February 24, 2020 at 01:17 AM · Contrary to some of the people on this discussion post, I believe both are equally difficult. Currently my bow arm is easier because I’ve had wonderful teachers who all gave me their different perspectives on the right hand, and I’ve crafted my own style that suits my hands and interpretations. With this came along a lot of hand control and I can easily do many things that I normally couldn’t before such as super fast spiccato, flying staccato, upbow and downbow staccato (this got immensely better).
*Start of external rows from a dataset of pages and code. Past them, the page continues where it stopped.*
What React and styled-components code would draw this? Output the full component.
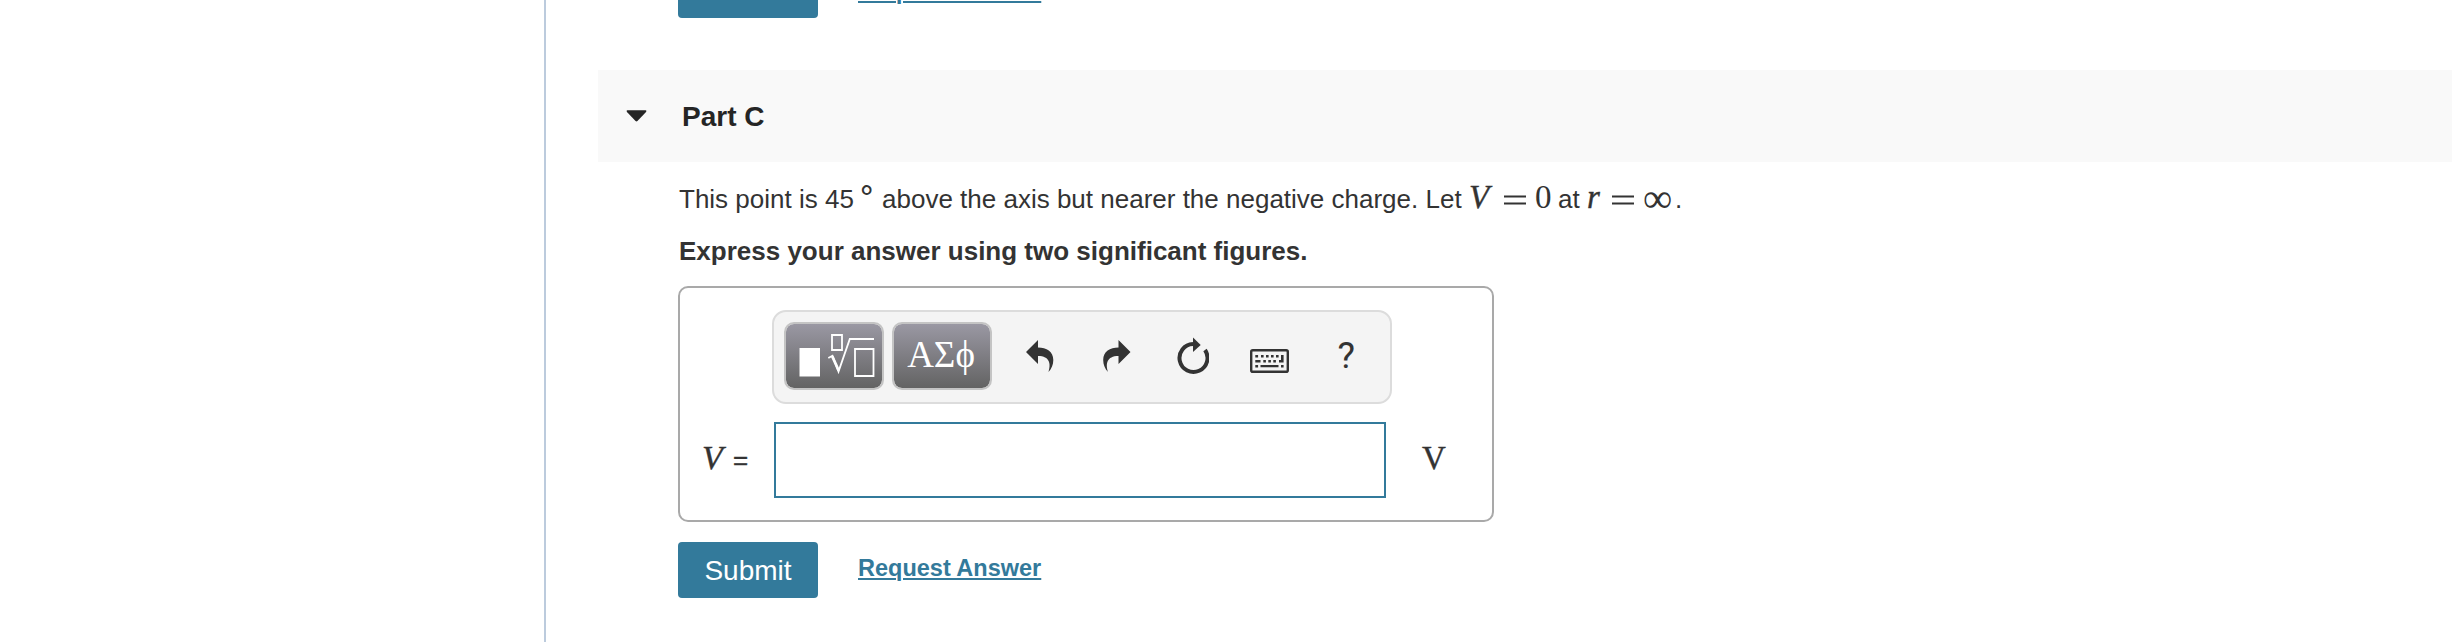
import styled, { createGlobalStyle } from "styled-components";

export default function App() {
    return (
        <>
            <GlobalStyle />
            <Page>
                <Sidebar />
                <Content>
                    <PreviousActions>
                        <Actions $linkGap={2} />
                    </PreviousActions>
                    <PartHeader>
                        <Caret viewBox="0 0 22 12">
                            <path d="M1.4 0h19.2q1.4.4.4 1.8L12 11.2q-1 1-2 0L1 1.8Q0 .4 1.4 0z" />
                        </Caret>
                        <PartTitle>Part C</PartTitle>
                    </PartHeader>
                    <PartBody>
                        <Question />
                        <Instructions>Express your answer using two significant figures.</Instructions>
                        <AnswerBox>
                            <Toolbar />
                            <AnswerRow>
                                <AnswerLabel>
                                    <Variable>V</Variable>
                                    <Equals>=</Equals>
                                </AnswerLabel>
                                <AnswerInput aria-label="V" />
                                <Unit>V</Unit>
                            </AnswerRow>
                        </AnswerBox>
                        <Actions $linkGap={-5} />
                    </PartBody>
                </Content>
            </Page>
        </>
    );
}

function Actions({ $linkGap }) {
    return (
        <ActionRow>
            <SubmitButton>Submit</SubmitButton>
            <RequestLink href="#answer" $gap={$linkGap}>Request Answer</RequestLink>
        </ActionRow>
    );
}

function Question() {
    return (
        <QuestionLine>
            <Words $width={178}>This point is 45</Words>
            <MathTerm $width={25} $size={31}><Shifted $by={8}>∘</Shifted></MathTerm>
            <Words $width={587}>above the axis but nearer the negative charge. Let</Words>
            <MathTerm $width={35} $italic>V</MathTerm>
            <MathEquals />
            <MathTerm $width={23}>0</MathTerm>
            <Words $width={29}>at</Words>
            <MathTerm $width={25} $italic>r</MathTerm>
            <MathEquals />
            <MathTerm $width={32} $size={41}><Shifted $by={-4}>∞</Shifted></MathTerm>
            <Words>.</Words>
        </QuestionLine>
    );
}

function MathEquals() {
    return (
        <EqualsIcon viewBox="0 0 22 13">
            <path d="M0 1.5h22M0 8.5h22" />
        </EqualsIcon>
    );
}

function Toolbar() {
    return (
        <ToolbarPanel>
            <PaletteButton aria-label="Templates">
                <svg width="96" height="64" viewBox="0 0 96 64" fill="none" stroke="#fff" strokeWidth="1.8">
                    <path d="M13.5 24H34v28.5H13.5z" fill="#fff" stroke="none" />
                    <path d="M46 11h10v15H46zM69 25h18.5v27H69z" />
                    <path d="M42.3 34l4.2-2.2 6 15.7L63.8 15H88" />
                    <path d="M46.3 32.5l6.4 14" strokeWidth="2.8" />
                </svg>
            </PaletteButton>
            <PaletteButton>
                <GreekLabel>ΑΣϕ</GreekLabel>
            </PaletteButton>
            <IconGroup>
                <IconButton aria-label="Undo">
                    <svg width="28" height="32" viewBox="0 0 28 32">
                        <path d="M0 12L12 0v7.5C20.5 7.5 27.3 11.5 27.3 20c0 4.8-1.8 8.8-4.8 12C25 24 24 16 12 16v8z" />
                    </svg>
                </IconButton>
                <IconButton aria-label="Redo">
                    <svg width="28" height="32" viewBox="0 0 28 32">
                        <path d="M27.5 12l-12-12v7.5C7 7.5.2 11.5.2 20c0 4.8 1.8 8.8 4.8 12C2.5 24 3.5 16 15.5 16v8z" />
                    </svg>
                </IconButton>
                <IconButton aria-label="Reset">
                    <svg width="32" height="38" viewBox="0 0 32 38">
                        <path d="M16 7A14 14 0 1 0 28 13" fill="none" stroke="#333" strokeWidth="4" />
                        <path d="M16 .5L23.7 8 16 15z" />
                    </svg>
                </IconButton>
                <IconButton aria-label="Keyboard shortcuts">
                    <KeyboardIcon viewBox="0 0 39 24">
                        <rect x="1.2" y="1.2" width="36.6" height="21.6" rx="1.6" fill="none" stroke="#333" strokeWidth="2.4" />
                        <path d="M5.3 6h2.8v2.5H5.3zM11 6h2.6v2.5H11zM16 6h2.6v2.5H16zM21 6h2.6v2.5H21zM26 6h2.6v2.5H26z" />
                        <path d="M31 6h2.6v7.6H29V11h2zM5.3 11h5.2v2.5H5.3zM13.3 11h2.6v2.5h-2.6zM18.3 11h2.6v2.5h-2.6zM23.3 11h2.6v2.5h-2.6z" />
                        <path d="M5.3 16h2.8v2.5H5.3zM10.5 16h18v2.3h-18zM31 16h2.6v2.5H31z" />
                    </KeyboardIcon>
                </IconButton>
                <IconButton aria-label="Help">
                    <HelpMark>?</HelpMark>
                </IconButton>
            </IconGroup>
        </ToolbarPanel>
    );
}

const GlobalStyle = createGlobalStyle`
    * {
        box-sizing: border-box;
    }

    body {
        margin: 0;
        overflow: hidden;
        background: #fff;
        color: #333;
        font-family: "Liberation Sans", Arial, sans-serif;
    }

    button {
        font-family: inherit;
        padding: 0;
        border: 0;
        cursor: pointer;
    }
`;

const Page = styled.div`
    display: flex;
    height: 642px;
    overflow: hidden;
`;

const Sidebar = styled.aside`
    flex: none;
    width: 546px;
    border-right: 2px solid #bccbdd;
`;

const Content = styled.main`
    flex: 1;
    padding-left: 52px;
`;

const PreviousActions = styled.div`
    margin-top: -38px;
    padding-left: 80px;
    height: 108px;
`;

const PartHeader = styled.header`
    display: flex;
    align-items: center;
    height: 92px;
    padding-left: 28px;
    background: #f9f9f9;
`;

const Caret = styled.svg`
    width: 21px;
    height: 12px;
    fill: #252525;
`;

const PartTitle = styled.h2`
    margin: 1px 0 0 35px;
    color: #252525;
    font-size: 28px;
    line-height: 32px;
`;

const PartBody = styled.section`
    padding: 17px 0 0 80px;
`;

const QuestionLine = styled.p`
    display: flex;
    align-items: baseline;
    margin: 0;
    padding-left: 1px;
    height: 56px;
    font-size: 26px;
    line-height: 40px;
    white-space: nowrap;
`;

const Words = styled.span`
    flex: none;
    width: ${({ $width }) => ($width ? `${$width}px` : "auto")};
`;

const MathTerm = styled.span`
    flex: none;
    width: ${({ $width }) => $width}px;
    font-family: "Liberation Serif", "Times New Roman", serif;
    font-size: ${({ $size }) => $size || 33}px;
    font-style: ${({ $italic }) => ($italic ? "italic" : "normal")};
    line-height: 30px;
    -webkit-text-stroke: ${({ $italic }) => ($italic ? "0.4px" : "0")};
`;

const Shifted = styled.span`
    line-height: 0;
    vertical-align: ${({ $by }) => $by}px;
`;

const EqualsIcon = styled.svg`
    flex: none;
    width: 22px;
    height: 13px;
    margin-right: 9px;
    stroke: #333;
    stroke-width: 1.8;
`;

const Instructions = styled.p`
    margin: 0;
    padding-left: 1px;
    height: 51px;
    font-size: 26px;
    font-weight: bold;
    line-height: 32px;
`;

const AnswerBox = styled.div`
    width: 816px;
    height: 236px;
    padding: 22px 0 0 22px;
    border: 2px solid #a9a9a9;
    border-radius: 10px;
    margin-bottom: 20px;
`;

const ToolbarPanel = styled.div`
    display: flex;
    align-items: center;
    width: 620px;
    height: 94px;
    margin-left: 70px;
    padding: 0 0 2px 10px;
    border: 2px solid #dcdcdc;
    border-radius: 14px;
    background: #f4f4f4;
`;

const PaletteButton = styled.button`
    width: 100px;
    height: 68px;
    margin-right: 8px;
    border: 2px solid #c4c4c4;
    border-radius: 10px;
    background: linear-gradient(#9a98a3, #636363) padding-box;
    color: #fff;

    svg {
        display: block;
    }
`;

const GreekLabel = styled.span`
    display: block;
    padding: 0 2px 3px 0;
    font-family: "Liberation Serif", serif;
    font-size: 37px;
    line-height: 60px;
`;

const IconGroup = styled.div`
    display: flex;
    margin-left: 2px;
`;

const IconButton = styled.button`
    display: flex;
    align-items: center;
    justify-content: center;
    width: 76.5px;
    height: 68px;
    background: none;
    fill: #333;
    color: #333;
`;

const KeyboardIcon = styled.svg`
    width: 39px;
    height: 24px;
    margin-top: 10px;
`;

const HelpMark = styled.span`
    font-family: Roboto, sans-serif;
    font-size: 37px;
    line-height: 40px;
`;

const AnswerRow = styled.div`
    display: flex;
    align-items: center;
    margin-top: 18px;
`;

const AnswerLabel = styled.label`
    display: flex;
    align-items: baseline;
    width: 72px;
    padding-bottom: 4px;
`;

const Variable = styled.span`
    width: 31px;
    font-family: "Liberation Serif", serif;
    font-size: 34px;
    font-style: italic;
    line-height: 40px;
    -webkit-text-stroke: 0.4px;
`;

const Equals = styled.span`
    font-size: 26px;
    -webkit-text-stroke: 0.4px;
`;

const AnswerInput = styled.input`
    width: 612px;
    height: 76px;
    border: 2px solid #337a9b;
    border-radius: 0;
    outline: none;
    background: #fff;
    font-size: 26px;
`;

const Unit = styled.span`
    margin-left: 36px;
    padding-bottom: 4px;
    font-family: "Liberation Serif", serif;
    font-size: 33px;
    line-height: 40px;
    -webkit-text-stroke: 0.4px;
`;

const ActionRow = styled.div`
    display: flex;
    align-items: center;
    height: 56px;
`;

const SubmitButton = styled.button`
    width: 140px;
    height: 56px;
    padding-top: 2px;
    border-radius: 4px;
    background: #337a9b;
    color: #fff;
    font-size: 28px;
`;

const RequestLink = styled.a`
    margin: ${({ $gap }) => $gap}px 0 0 40px;
    color: #337a9b;
    font-size: 23.5px;
    font-weight: bold;
    line-height: 30px;
    text-decoration: underline;
    text-decoration-thickness: 2px;
    text-underline-offset: 2px;
`;
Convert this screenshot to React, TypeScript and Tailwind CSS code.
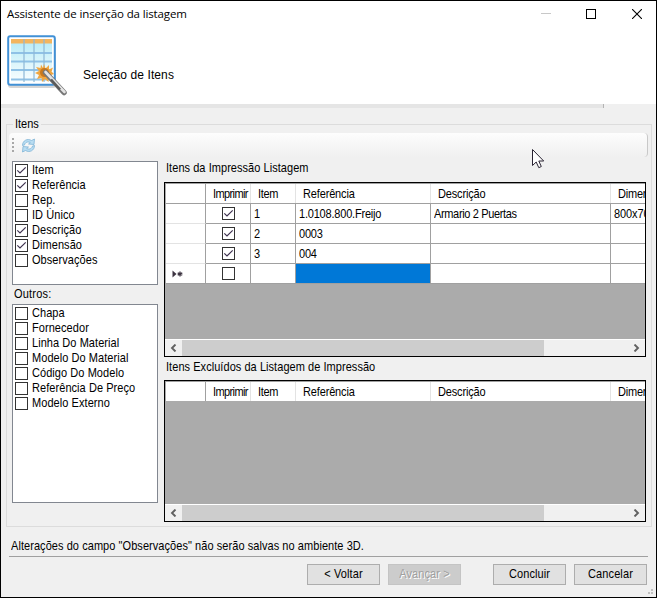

However, the work it took me to get to this place has definitely been extensive and while I currently struggle a lot with my violin arm, I can’t deny that both require an enormous amount of effort and thus I chose both as equally difficult.

February 24, 2020 at 07:45 PM · When using each separately is ok, when co ordination together then I know I'm playing and I feel I use what I have learned so far with a great amount of determination for a while, then it goes well

February 25, 2020 at 03:57 PM · I think intonation with double stops is the most difficult thing with the instrument but sound production on the viola is also another difficult thing I think they’re pretty equal with left hand just edging a bit more

February 25, 2020 at 08:58 PM · Whichever one I'm focused on at the moment is the most difficult.

February 27, 2020 at 12:52 AM · I find the violin hand considerably easier. Not sure why; maybe it's a multi-instrumentalist thing.

February 28, 2020 at 07:56 PM · I also think the violin hand is easier, getting the bowing hand up to speed has been more difficult.

February 29, 2020 at 09:21 PM · Violin hand/left hand came more easily at the beginner stage. Bow arm needed more attention at first. Soon enough, I had a good feel for the basics required for each; so, when I'm well practiced, they're about equal now.

If I'm coming back from a break -- more than 2 weeks -- the bow arm needs a little more attention; but it doesn't take too long. FWIW, in daily warm-ups, I do bow-arm exercises first.